In 2007, Groove reached the commercial peak publishing Born 2 Groove. It reached number one on the Top Contemporary Jazz Albums chart and spawned four smooth jazz hits, including his first two number-one singles: "Born 2 Groove" and "Religify". After this success, Groove left Narada Jazz for Shanachie Entertainment, where he continued to release successful albums and promo singles for the contemporary jazz audience. Sunday Morning (2009) peaked at number two and contains two top ten hits, including the number-one hit from the same name. S7even Large (2011) peaked at number three and had one top ten hit. In 2012, Groove came back on the top of the albums chart with House of Groove, which spawned another number-one hit with the title track.

==Albums==
===Studio albums===

List of studio albums, with selected chart positions
| Title | Album details | Peak chart positions |  |  |
| US Jazz (Cont) | US Jazz | US Heat |
| Euge Groove | Release date: May 2, 2000; Label: Warner Bros.; Format: CD, Digital download; | 25 | 41 | — |
| Play Date | Release date: July 2, 2002; Label: Warner Bros.; Format: CD, Digital download; | 10 | 13 | — |
| Livin' Large | Release date: March 9, 2004; Label: Narada Jazz; Format: CD, Digital download; | 4 | 7 | — |
| Just Feels Right | Release date: August 30, 2005; Label: Narada Jazz; Format: CD, Digital download; | 3 | 4 | 20 |
| Born 2 Groove | Release date: June 19, 2007; Label: Narada Jazz; Format: CD, Digital download; | 1 | 4 | 10 |
| Sunday Morning | Release date: October 27, 2009; Label: Shanachie; Format: CD, Digital download; | 2 | 10 | 31 |
| S7ven Large | Release date: May 17, 2011; Label: Shanachie; Format: CD, Digital download; | 3 | 4 | 13 |
| House of Groove | Release date: September 25, 2012; Label: Shanachie; Format: CD, Digital download; | 1 | 2 | 9 |
| Got 2 Be Groovin’ | Release date: August 19, 2014; Label: Shanachie; Format: CD, DD, Vinyl; | 2 | 4 |  |
| Still Euge | Release date: July 22, 2016 ; Label: Shanachie; Format: CD, DD; | 1 | 1 |  |
| Groove On! | Release date: Nov. 17, 2017; Label: Shanachie; Format: CD, DD; | 2 | 4 |  |
| Sing My Song | Release date: April 23, 2020; Label: Shanachie; Format: CD, DD; | 5 |  |  |
| Comfort Zone | Release date: August 25, 2023; Label: Shanachie Ent.

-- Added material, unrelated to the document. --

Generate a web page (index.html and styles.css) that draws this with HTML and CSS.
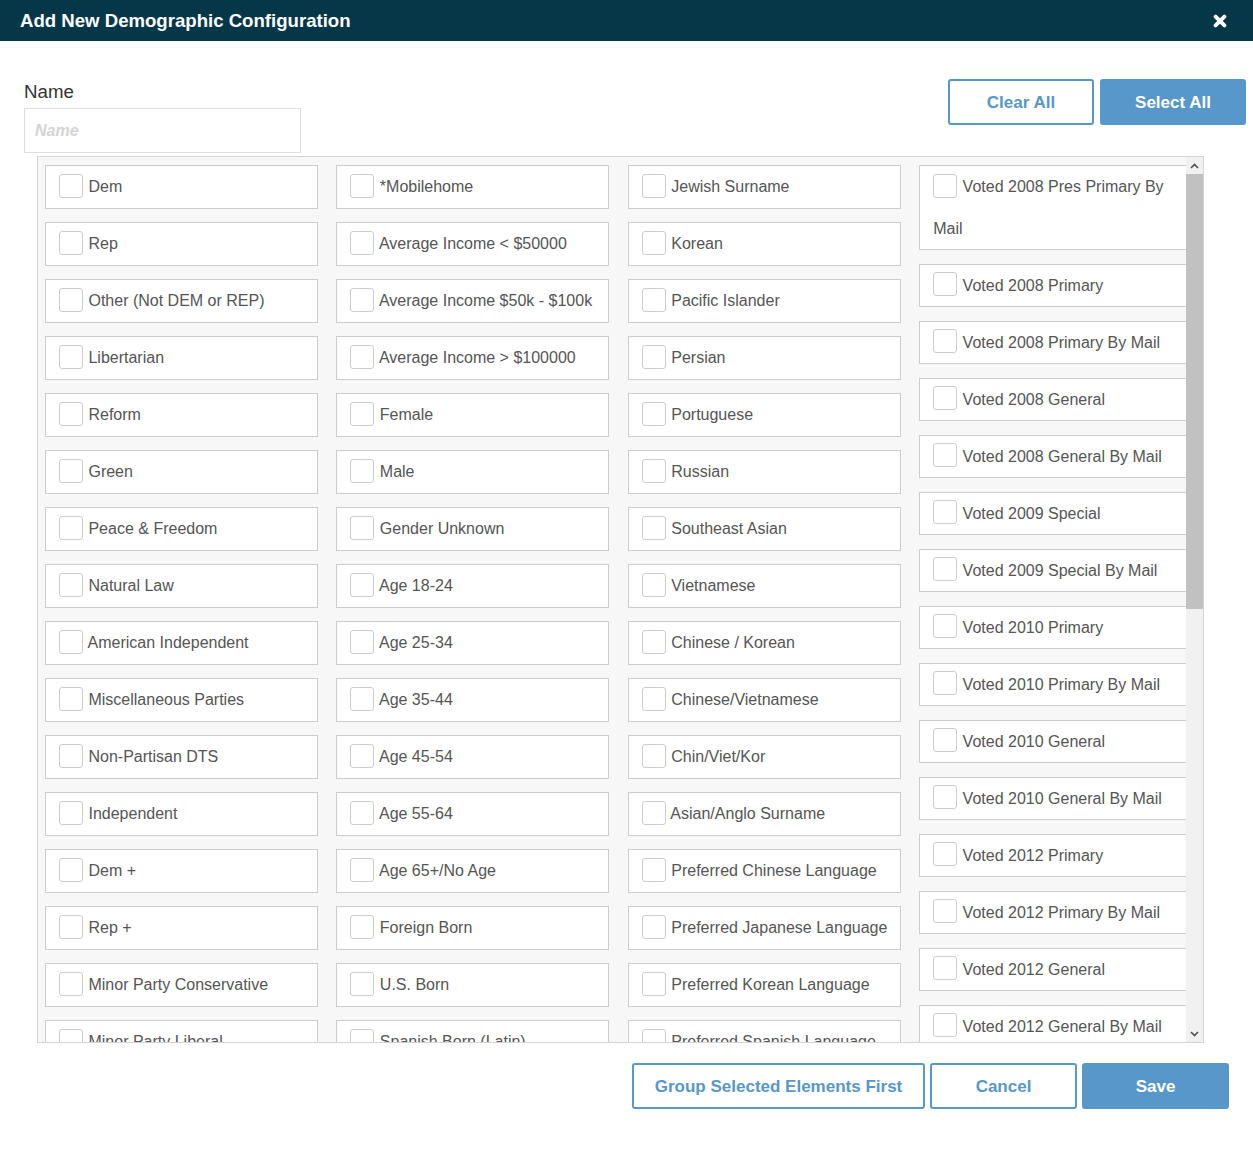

Corp.; Format: CD, Digital download; |  |  |  |
"—" denotes a recording that did not chart or was not released in that territory.

==Singles==

===As lead artist===

List of singles released as lead artist, with selected chart positions
Title: Year; Peak chart positions; Album
US Jazz (Smooth)
"Get Em Goin'": 2005; 1; Just Feels Right
"Chillaxin": 2006; 3
"Born 2 Groove": 2007; 1; Born 2 Groove
"Mr. Groove": 2008; 2
"Religify": 1
"Slow Jam": 2009; 15
"Sunday Morning": 1; Sunday Morning
"All for You": 2010; 3
"S7ven Large": 2011; 4; S7ven Large
"The Funky Bunch": 12
"House of Groove": 2012; 1; House of Groove
"Old.Edu (Old School)": 1
"Still Euge": 2017; 1; Still Euge
"Groove On!": 2018; 1; Groove On!
"Dirty Dozen": 2020; 1; Sing My Song

===As featured artist===

List of promo singles released as featured artist, with selected chart positions
| Title | Year | Peak chart positions | Album |
US Jazz (Smooth)
| "Lay It On Me" (with Brian Simpson) | 2010 | 28 | South Beach |
| "I Don't Mind" (with Adam Hawley) | 2017 | 1 | Just the Beginning |

==Other appearances==

===As sideman===

List of albums, where Groove appears as sideman
Album: Year; Artist; Notes
Exposure: 1987; Exposé; Saxophone
Small World: 1988; Huey Lewis and the News; Sax (tenor)
Captain Swing: 1989; Michelle Shocked
That We Do Know: Uncle Festive; Sax (alto), sax (soprano), sax (tenor)
Brigade: 1990; Heart; Sax (tenor)
The Simpsons Sing the Blues: The Simpsons
Spellbound: 1991; Paula Abdul
Shadows of Urbano: Michael Colina
Power of Suggestion: Richard Elliot; Assistant producer, drum programming, keyboards
Rush Street: Richard Marx; Saxophone
Warm Your Heart: Aaron Neville; Sax (alto)
The Steve Pryor Band: The Steve Pryor Band; Sax (tenor)
Luck of the Draw: Bonnie Raitt
Monster on a Leash: Tower of Power; Sax (alto), sax (tenor)
Duets: 1993; Elton John; Horn
MMC: MMC
Working Class: 1994; Pete Anderson; Sax (tenor)
Paid Vacation: Richard Marx; Horn
Driving Beverly Hills: Mark Portmann
Mysterious: 1995; David Royal; Saxophone
Flesh and Bone: 1997; Richard Marx; Horn
Eros Live: 1998; Eros Ramazzotti; Keyboards, saxophone
Kisses in the Rain: 2001; Rick Braun; Sax (tenor)
Glow: Peter White; Saxophone
Right Here, Right Now: 2003; David Benoit; Guest artist, sax (tenor)
Full Circle: 2006; Guest artist, main personnel, saxophone

- For every year (here reported chronologically) the albums are listed alphabetically by the last name of the artist.